Wednesday: You see an awesome video player on your favorite band’s site. You post the band page link to the requirements documentation, saying you want to change your video player to be more like that.

Thursday: You listened to a Jared Spool podcast and realized a 14-step login process to download a whitepaper may confuse the user into thinking they accidentally stumbled into the DMV site. You tell the PM on the way to lunch that you need that login reduced to 6 steps – no, wait, maybe 3. Maybe we need to rethink the login process altogether…

No, maybe you need to settle down and rethink your goals.

LEO TOLSTOY REQUIREMENTS

You keep your requirements in your trunk as ballast for improved traction in the snow. If you shredded them, you’d have enough confetti for a Kardashian wedding. Your requirements are the War and Peace of the project world. Did you really read every page of that book in school? Nah. Neither will the Dev team next week.

FIELD OF DREAMS REQUIREMENTS

“If you build it, they will come.”
“Go the distance.”
“Make a menu-like page.”
“The vibe I’m looking for is sort of, like, Middle Earth meets IKEA.”
“Make it exactly like that other page, only with a database.”

Lean is not synonymous with vague.

“I need a landing page for our promotion that will show alternating product photos from our image library, a couple headlines, and some call-to-action copy areas that link to our standard form.” is lean. “I need somewhere users can go to check out our promos and maybe buy one.” is vague. Go for lean.

p.s.
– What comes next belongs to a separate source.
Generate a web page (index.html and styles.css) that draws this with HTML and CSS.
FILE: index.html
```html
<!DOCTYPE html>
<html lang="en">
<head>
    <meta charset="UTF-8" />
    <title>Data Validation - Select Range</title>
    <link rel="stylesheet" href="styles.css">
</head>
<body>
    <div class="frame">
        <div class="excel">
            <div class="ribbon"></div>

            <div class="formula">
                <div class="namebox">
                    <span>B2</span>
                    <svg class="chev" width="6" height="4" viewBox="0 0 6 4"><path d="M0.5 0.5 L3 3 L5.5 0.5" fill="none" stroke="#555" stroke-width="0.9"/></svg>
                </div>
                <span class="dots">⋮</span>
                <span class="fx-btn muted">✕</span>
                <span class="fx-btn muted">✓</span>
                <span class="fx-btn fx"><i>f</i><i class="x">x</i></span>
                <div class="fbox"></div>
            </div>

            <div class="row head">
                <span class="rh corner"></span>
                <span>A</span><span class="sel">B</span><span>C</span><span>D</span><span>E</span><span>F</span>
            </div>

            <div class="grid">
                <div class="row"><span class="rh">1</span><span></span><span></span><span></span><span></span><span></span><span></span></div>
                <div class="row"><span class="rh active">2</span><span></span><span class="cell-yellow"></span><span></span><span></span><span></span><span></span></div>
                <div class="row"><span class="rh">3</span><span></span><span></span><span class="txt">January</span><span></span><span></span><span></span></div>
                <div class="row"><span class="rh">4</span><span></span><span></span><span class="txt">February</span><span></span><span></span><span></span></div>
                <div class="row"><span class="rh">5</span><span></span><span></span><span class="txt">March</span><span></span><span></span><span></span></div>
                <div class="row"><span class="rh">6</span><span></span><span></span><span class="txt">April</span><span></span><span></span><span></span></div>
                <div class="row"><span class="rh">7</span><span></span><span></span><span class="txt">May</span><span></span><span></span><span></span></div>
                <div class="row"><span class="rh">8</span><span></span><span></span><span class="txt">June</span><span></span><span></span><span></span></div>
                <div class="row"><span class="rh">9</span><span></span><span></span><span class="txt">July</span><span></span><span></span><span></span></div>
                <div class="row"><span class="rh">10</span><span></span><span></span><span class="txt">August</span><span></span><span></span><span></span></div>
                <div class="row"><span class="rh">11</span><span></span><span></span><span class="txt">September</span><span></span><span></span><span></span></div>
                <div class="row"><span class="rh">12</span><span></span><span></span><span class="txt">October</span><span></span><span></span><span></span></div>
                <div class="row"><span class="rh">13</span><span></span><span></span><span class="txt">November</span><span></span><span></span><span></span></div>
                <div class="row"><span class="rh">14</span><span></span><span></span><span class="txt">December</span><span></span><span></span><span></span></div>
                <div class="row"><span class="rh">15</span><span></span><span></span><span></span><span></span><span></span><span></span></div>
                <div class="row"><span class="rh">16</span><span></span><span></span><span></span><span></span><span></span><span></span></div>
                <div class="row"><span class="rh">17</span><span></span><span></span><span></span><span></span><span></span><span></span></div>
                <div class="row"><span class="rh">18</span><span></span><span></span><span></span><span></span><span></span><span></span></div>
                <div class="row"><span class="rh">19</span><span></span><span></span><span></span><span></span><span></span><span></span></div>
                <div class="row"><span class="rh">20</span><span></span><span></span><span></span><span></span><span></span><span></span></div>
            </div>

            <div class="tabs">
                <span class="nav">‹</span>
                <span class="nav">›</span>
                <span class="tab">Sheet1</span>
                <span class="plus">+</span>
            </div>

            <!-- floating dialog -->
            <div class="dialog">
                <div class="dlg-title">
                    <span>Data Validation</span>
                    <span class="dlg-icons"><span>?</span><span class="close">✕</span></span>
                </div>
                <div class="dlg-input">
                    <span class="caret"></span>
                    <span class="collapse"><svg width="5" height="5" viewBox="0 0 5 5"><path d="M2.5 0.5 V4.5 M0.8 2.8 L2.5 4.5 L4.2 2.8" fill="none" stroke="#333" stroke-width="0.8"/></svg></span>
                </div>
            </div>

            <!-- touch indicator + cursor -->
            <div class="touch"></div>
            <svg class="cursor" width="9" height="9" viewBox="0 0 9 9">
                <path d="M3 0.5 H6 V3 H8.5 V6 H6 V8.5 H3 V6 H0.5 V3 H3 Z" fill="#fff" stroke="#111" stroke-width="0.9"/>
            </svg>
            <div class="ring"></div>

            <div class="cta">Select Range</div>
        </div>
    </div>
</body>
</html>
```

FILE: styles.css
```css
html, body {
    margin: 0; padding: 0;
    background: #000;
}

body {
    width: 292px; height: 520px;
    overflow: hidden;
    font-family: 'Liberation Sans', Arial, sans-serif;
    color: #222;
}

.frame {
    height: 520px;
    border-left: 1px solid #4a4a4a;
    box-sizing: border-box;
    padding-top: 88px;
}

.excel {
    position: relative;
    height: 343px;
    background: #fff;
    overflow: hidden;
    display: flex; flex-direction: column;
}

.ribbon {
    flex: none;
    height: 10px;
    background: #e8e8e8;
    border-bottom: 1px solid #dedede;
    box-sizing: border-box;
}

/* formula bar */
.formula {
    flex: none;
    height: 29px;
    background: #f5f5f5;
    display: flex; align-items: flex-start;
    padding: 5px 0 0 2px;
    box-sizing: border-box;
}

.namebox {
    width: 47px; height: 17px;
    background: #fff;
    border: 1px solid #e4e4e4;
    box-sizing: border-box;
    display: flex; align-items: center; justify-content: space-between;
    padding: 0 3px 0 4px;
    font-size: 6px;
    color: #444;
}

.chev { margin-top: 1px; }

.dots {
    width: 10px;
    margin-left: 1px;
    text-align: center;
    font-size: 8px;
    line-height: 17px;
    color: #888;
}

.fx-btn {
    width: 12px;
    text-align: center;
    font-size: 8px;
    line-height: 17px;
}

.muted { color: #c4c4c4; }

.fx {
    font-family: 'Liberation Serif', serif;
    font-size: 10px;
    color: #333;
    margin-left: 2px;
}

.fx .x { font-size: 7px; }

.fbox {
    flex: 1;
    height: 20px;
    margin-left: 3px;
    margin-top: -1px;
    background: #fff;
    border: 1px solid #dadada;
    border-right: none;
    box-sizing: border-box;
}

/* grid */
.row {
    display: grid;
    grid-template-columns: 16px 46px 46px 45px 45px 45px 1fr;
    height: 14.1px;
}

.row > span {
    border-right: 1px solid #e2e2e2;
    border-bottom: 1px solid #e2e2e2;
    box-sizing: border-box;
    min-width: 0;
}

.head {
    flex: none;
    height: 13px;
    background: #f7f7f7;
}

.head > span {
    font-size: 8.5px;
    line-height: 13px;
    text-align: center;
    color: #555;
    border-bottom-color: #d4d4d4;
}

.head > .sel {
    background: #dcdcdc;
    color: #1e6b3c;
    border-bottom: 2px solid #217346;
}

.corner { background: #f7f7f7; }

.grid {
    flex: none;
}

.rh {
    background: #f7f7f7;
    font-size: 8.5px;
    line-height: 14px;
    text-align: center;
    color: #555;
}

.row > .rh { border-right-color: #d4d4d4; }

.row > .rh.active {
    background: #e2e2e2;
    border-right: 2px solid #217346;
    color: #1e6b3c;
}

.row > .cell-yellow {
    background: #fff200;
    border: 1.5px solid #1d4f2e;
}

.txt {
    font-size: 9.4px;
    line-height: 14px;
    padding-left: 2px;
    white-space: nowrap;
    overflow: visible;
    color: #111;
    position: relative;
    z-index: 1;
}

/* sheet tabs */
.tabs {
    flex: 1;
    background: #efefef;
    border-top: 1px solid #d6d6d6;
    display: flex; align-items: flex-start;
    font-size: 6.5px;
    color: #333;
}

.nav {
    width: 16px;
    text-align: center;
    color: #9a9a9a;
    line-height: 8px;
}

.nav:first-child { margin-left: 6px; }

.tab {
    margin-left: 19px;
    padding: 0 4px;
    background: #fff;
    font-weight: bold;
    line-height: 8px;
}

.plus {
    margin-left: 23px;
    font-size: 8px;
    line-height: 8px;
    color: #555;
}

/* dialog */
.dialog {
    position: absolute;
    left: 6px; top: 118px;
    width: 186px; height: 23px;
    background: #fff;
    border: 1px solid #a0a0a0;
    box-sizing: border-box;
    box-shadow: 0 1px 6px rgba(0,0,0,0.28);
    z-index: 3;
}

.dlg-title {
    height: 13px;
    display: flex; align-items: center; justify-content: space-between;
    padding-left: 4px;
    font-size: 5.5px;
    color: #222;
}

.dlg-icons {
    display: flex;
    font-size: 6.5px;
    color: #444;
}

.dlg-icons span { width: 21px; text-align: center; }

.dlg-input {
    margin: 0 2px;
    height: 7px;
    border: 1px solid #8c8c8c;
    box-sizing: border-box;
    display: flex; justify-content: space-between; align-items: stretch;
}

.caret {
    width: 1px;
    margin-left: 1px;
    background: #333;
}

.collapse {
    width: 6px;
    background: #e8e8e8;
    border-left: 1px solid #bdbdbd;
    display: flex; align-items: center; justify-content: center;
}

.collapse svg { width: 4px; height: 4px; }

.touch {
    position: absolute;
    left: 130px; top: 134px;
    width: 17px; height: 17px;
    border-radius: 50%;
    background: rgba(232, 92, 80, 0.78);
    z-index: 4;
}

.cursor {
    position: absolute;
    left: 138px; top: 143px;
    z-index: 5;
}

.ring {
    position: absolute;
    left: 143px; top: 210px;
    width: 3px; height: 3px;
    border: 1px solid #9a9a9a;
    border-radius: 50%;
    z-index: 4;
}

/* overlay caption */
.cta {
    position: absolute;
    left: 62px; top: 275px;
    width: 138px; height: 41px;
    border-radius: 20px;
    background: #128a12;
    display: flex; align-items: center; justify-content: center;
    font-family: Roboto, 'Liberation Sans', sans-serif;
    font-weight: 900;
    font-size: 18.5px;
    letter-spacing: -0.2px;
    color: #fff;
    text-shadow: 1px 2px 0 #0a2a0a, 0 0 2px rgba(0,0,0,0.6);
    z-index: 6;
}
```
IKEA would never make it in The Shire. Two Words. Round doors.

THE CIO/CMO RELATIONSHIP – A Marketer’s Guide to Agile Development

Some observations from the Forrester CIO/CMO Conference last week:

A COMBO CIO/CMO – LONELY AT THE TOP, BUT AT LEAST HE HAS EACH OTHER

Ponder the possibilities of one person serving as both CIO and CMO of the company. I have heard of two examples of executives doing this so far, one of whom I met at the conference. Leadership of both Technology and Marketing is a formidable reponsibility to shoulder on one’s own, but it does yield some advantages. For one thing, if you need to bogart some budget dollars, you don’t have to strongarm or cajole your counterpart. You just reach into the other pocket.
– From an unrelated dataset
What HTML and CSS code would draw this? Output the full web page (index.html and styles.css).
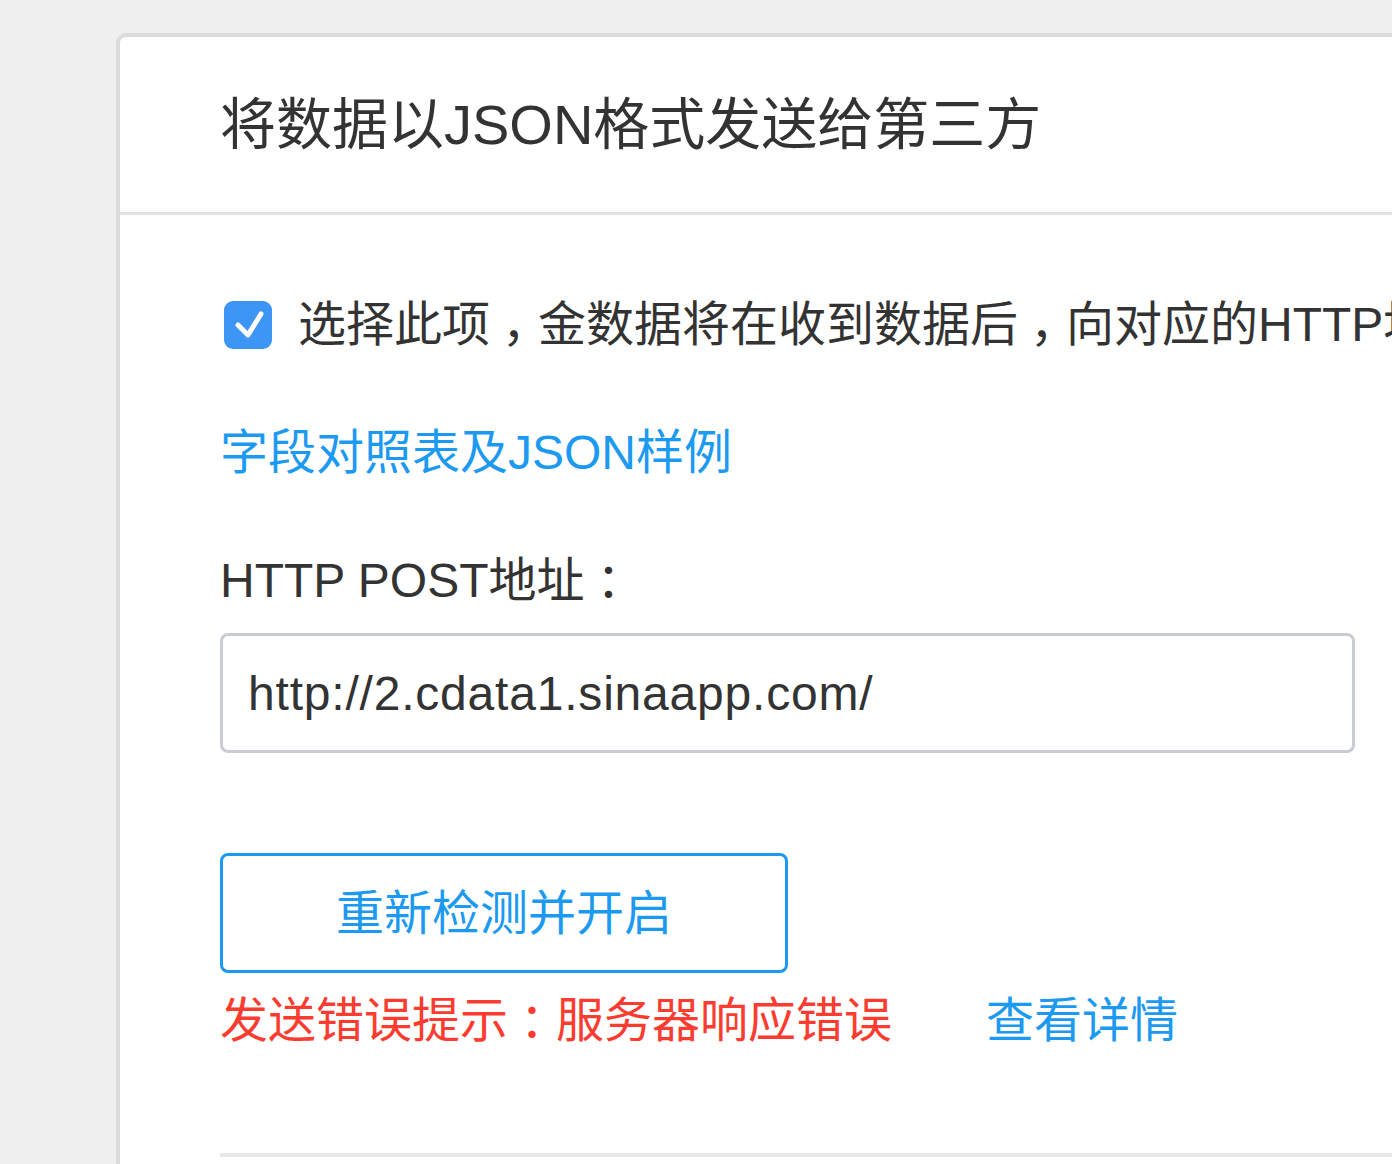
FILE: index.html
```html
<!DOCTYPE html>
<html lang="zh-CN">
<head>
<meta charset="utf-8">
<title>将数据以JSON格式发送给第三方</title>
<link rel="stylesheet" href="styles.css">
</head>
<body>
<div class="card">
  <div class="card-header">
    <h1 class="title">将数据以JSON格式发送给第三方</h1>
  </div>
  <div class="card-body">
    <div class="check-row">
      <span class="checkbox">
        <svg width="48" height="48" viewBox="0 0 48 48"><path d="M14 24 L24 34 L37 13" fill="none" stroke="#fff" stroke-width="5" stroke-linecap="round" stroke-linejoin="round"/></svg>
      </span>
      <span class="check-text">选择此项<span class="punct">，</span>金数据将在收到数据后<span class="punct">，</span>向对应的HTTP地址发送数据</span>
    </div>
    <a class="link sample-link" href="#">字段对照表及JSON样例</a>
    <div class="label">HTTP POST地址<span class="punct">：</span></div>
    <div class="input">http://2.cdata1.sinaapp.com/</div>
    <button class="btn">重新检测并开启</button>
    <div class="error-row">
      <span class="error">发送错误提示<span class="punct">：</span>服务器响应错误</span>
      <a class="link detail" href="#">查看详情</a>
    </div>
    <div class="divider"></div>
  </div>
</div>
</body>
</html>
```

FILE: styles.css
```css
html, body {
  margin: 0;
  padding: 0;
  background: #efefef;
  overflow: hidden;
  height: 1164px;
}
body {
  font-family: "Liberation Sans", "Noto Sans CJK SC", sans-serif;
  color: #333;
}
.card {
  margin-left: 116px;
  margin-top: 33px;
  width: 1400px;
  height: 1300px;
  background: #fff;
  border: 4px solid #dcdcdc;
  border-radius: 10px;
  box-sizing: border-box;
  overflow: hidden;
}
.card-header {
  height: 175px;
  display: flex;
  align-items: center;
  padding-left: 100px;
  border-bottom: 3px solid #e2e2e2;
}
.title {
  margin: 0;
  font-size: 56px;
  font-weight: normal;
  color: #333;
  line-height: 60px;
}
.card-body {
  padding-left: 100px;
  padding-top: 86px;
  display: flex;
  flex-direction: column;
  align-items: flex-start;
}
.punct {
  display: inline-block;
  width: 48px;
  box-sizing: border-box;
  padding-left: 12px;
  font-feature-settings: "halt";
  vertical-align: top;
}
.check-row {
  display: flex;
  align-items: center;
  height: 48px;
  white-space: nowrap;
}
.checkbox {
  width: 48px;
  height: 48px;
  margin-left: 4px;
  border-radius: 9px;
  background: #3d95f6;
  display: flex;
  flex: none;
}
.check-text {
  margin-left: 26px;
  font-size: 48px;
  line-height: 48px;
  color: #333;
}
.link {
  color: #1c9af1;
  text-decoration: none;
  font-size: 48px;
  line-height: 48px;
}
.sample-link {
  margin-top: 80px;
}
.label {
  margin-top: 80px;
  font-size: 48px;
  line-height: 48px;
  color: #333;
  white-space: nowrap;
}
.input {
  margin-top: 28px;
  width: 1135px;
  height: 120px;
  box-sizing: border-box;
  border: 3px solid #c9cdd3;
  border-radius: 8px;
  padding-left: 25px;
  display: flex;
  align-items: center;
  font-size: 48px;
  letter-spacing: 0.8px;
  color: #333;
}
.btn {
  margin-top: 100px;
  width: 568px;
  height: 120px;
  box-sizing: border-box;
  border: 3px solid #1c9af1;
  border-radius: 8px;
  background: #fff;
  color: #1c9af1;
  font-family: inherit;
  font-size: 48px;
  padding: 0 0 8px 0;
}
.error-row {
  margin-top: 24px;
  display: flex;
  align-items: center;
  height: 48px;
  white-space: nowrap;
}
.error {
  color: #fc3c30;
  font-size: 48px;
  line-height: 48px;
}
.detail {
  margin-left: 94px;
}
.divider {
  margin-top: 108px;
  width: 1300px;
  height: 4px;
  background: #e9e9e9;
}
```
The CIO/CMO I met said that one of the secrets to avoiding getting overwhelmed was requiring all projects to have a 5-year cost/benefit plan. This weeds out a lot of ideas that don’t have strong legs from ever reaching the backlog. And, it weeds out a lot of “hey, wouldn’t it be great if….” mavens who don’t want to do the hard work of figuring out a project’s worth to the enterprise. And Agile development practices ruled the day there.

THE IT DEPARTMENT CHARGEBACK SYSTEM IS SEEN BY SOME AS A WORST PRACTICE

I heard an executive from a well-established company complain that, at her shop, the estimate for her Technology department to load a single marketing database table is three months and $50K. She swore it was not an exaggeration.
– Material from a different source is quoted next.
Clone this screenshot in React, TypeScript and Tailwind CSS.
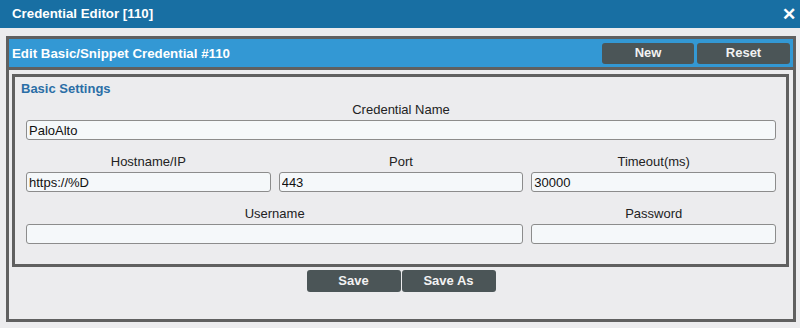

For many of us, it’s all we’ve known – the IT department as a cost center. You initiate a project, the hours the technology team spends building it gets charged to your project. Sometimes the hours it spends estimating the hours it will take to build your project are charged, too. It can be a catalyst for an adversarial relationship.

Let me know if this sounds familiar. Marketing battles it out and wins a place on the sprint. The project is built, but Technology had to jettison non-essential but user-friendly features in order to make the release on time. Without those features, it’s a clunky user experience. So adoption sucks. Marketing says that’s because the project’s not done – original features aren’t in there yet. But Technology says it is done – Marketing agreed to the changes in order to make the deadline, now those original features are enhancements which need to go on (cue ominous music…) the backlog. The CMO explodes when she hears this – she’s getting graded on customer adoption, which sucks right now. With arm-twisting, the features get crammed into the already-tight current sprint. Nights and weekends. Overtime. Enough times on that merry-go-round, and eventually IT starts sandbagging the estimates to protect themselves. So now it takes three months and $50K to load a table.

Some companies have combatted this broken system by making the CIO and the CMO equally accountable for metrics like adoption and customer satisfaction. The CIO and the CMO then have a really good reason to agree on the definition of done – their wallets. Another way companies have remedied this is for the CIO and CMO to work as partners – literally, not figuratively. Meetings several times during the day, offices next door to each other, one executive is never without the other in important meetings. They’re Butch Cassidy and the Sundance Kid, only with separate posses.

BEST PRACTICE COMPANIES DON’T ASSUME THEY KNOW

“If I were a user, I would want.”

“I just know.”

“Users liked this, so they’ll probably like that.”

You’d never hear these phrases in some shops. Best-in-class companies wouldn’t dream of mass-marketing or going live with something new they haven’t rigorously tested with users. In fact, one example in one of the keynotes was the application of technology specifically toward making testing easier, quicker, cheaper, and more nimble. These were big-money projects, but there was not even a question of whether they were going to test – the only question was how efficiently. Testing isn’t exactly sexy – but it’s necessary, and often skipped by less committed shops. But robust testing is what happens when the CIO and CMO are equally committed to producing outcomes and not just projects.